AIM OF THE EXERCISE: Of all the lines in the material, how many include the word "styled"? Reply with the number alone.

AVAILABLE DATA:
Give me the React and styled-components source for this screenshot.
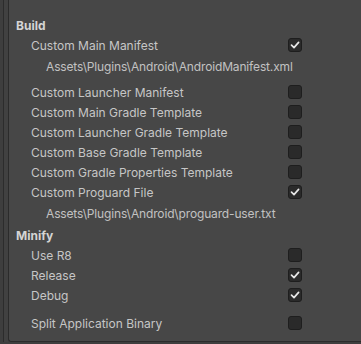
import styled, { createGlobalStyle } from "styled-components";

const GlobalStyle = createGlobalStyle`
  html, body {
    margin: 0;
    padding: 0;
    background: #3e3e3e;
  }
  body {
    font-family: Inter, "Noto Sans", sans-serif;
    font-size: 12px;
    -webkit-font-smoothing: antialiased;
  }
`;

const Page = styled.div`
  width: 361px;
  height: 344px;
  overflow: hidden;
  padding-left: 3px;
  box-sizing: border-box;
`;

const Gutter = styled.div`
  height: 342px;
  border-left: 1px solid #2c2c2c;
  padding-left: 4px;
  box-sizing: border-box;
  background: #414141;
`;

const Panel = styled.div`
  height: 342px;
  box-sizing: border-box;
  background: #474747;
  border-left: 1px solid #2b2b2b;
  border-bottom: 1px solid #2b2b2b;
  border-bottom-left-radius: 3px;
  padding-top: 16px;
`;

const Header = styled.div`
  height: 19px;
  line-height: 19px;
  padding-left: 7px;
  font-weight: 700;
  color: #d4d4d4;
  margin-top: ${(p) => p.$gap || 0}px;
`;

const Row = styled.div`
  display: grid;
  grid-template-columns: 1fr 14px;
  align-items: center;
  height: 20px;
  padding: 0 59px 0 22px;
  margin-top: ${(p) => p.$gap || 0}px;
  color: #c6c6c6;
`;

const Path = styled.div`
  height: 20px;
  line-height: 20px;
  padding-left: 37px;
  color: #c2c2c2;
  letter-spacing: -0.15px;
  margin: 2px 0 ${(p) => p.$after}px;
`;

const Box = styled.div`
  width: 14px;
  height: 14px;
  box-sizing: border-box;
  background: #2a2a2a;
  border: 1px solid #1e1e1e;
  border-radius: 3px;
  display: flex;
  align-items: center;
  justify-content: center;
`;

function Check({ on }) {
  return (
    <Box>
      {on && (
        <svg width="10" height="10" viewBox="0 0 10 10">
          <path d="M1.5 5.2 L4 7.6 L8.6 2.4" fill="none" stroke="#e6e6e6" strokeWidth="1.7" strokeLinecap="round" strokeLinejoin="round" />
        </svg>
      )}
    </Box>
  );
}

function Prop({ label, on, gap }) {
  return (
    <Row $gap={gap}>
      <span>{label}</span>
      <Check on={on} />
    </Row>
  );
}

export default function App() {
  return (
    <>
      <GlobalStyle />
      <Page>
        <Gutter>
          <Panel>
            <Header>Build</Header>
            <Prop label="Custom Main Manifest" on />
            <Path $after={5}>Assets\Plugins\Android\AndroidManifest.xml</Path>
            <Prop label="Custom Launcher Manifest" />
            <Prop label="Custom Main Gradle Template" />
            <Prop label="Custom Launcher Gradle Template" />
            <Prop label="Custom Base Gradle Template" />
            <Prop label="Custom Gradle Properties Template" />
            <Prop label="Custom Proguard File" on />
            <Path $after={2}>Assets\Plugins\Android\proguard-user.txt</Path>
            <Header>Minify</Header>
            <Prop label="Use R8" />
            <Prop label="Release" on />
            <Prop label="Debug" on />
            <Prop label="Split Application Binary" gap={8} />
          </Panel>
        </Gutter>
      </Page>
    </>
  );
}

RESULT: 9